No es El rajá blanco, publicada en 1961, la mejor novela de Nicholas Monsarrat, pues carece de la profundidad shakespeariana y melvilliana de Mar cruel, y hay momentos de gran violencia y crueldad. Y supongo que habrá quien detecte en la historia un canto a la supremacía del hombre blanco y a la empresa colonial y un menosprecio a las otras razas (lo que le ha criticado acerbamente a Monsarrat el escritor keniano Ngugi wa Thiong’o). Pero, ¡qué libro! Se ha dicho que toda la aventura se constituye en la frase de Salgari “el brillo del kriss (la ondulante daga malaya) centelleaba a la luz de la luna”. Pues eso es lo que hay en El rajá blanco.

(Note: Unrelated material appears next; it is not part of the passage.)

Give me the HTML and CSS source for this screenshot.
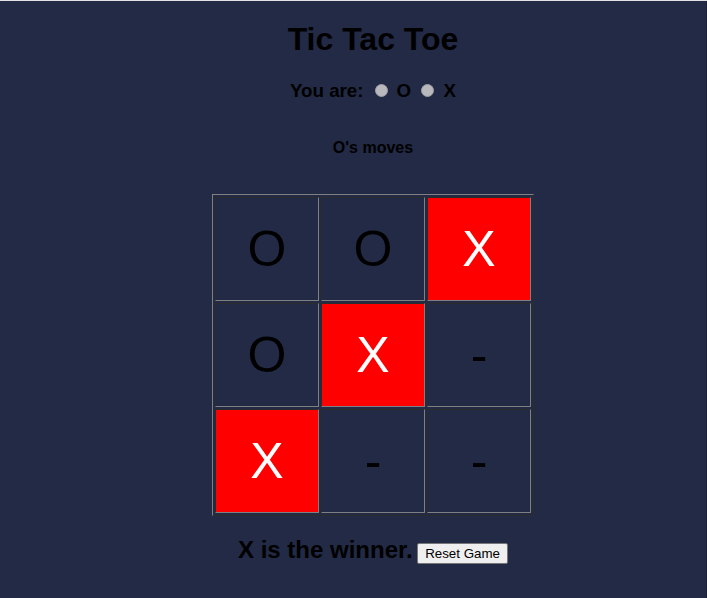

Como suele pasar en las buenas novelas del género, las que nos afectan, podemos ver en ellas no sólo una satisfacción a nuestra sed de aventuras, sino algo que nos concierne personalmente. En mi caso no diré que mi padre me desheredara (en Gloucester teníamos más bien poco) y haciéndolo me convirtiera en pirata y me enviara a pelear por un reino en el Lejano Oriente; pero es cierto que al dejarle la fábrica a mi hermano mayor y a mí los libros y los sueños nos marcó un destino a los dos. El Jim de Conrad partió a forjar su leyenda en Patusán con un revólver sin balas y una edición barata de las obras completas de Shakespeare. No está mal pensar que también nos podemos mirar en el ejemplo más exitoso de Richard Marriott, ese Jim sin fatalidad, rumbo a Makassang con su globo terráqueo y sus dos pistolas. “¡Una ocasión magnífica!”, escribió en su novela Conrad. “Bueno, sí lo era”, añadió; “pero las ocasiones, en última instancia, son lo que los hombres hacen que sean”.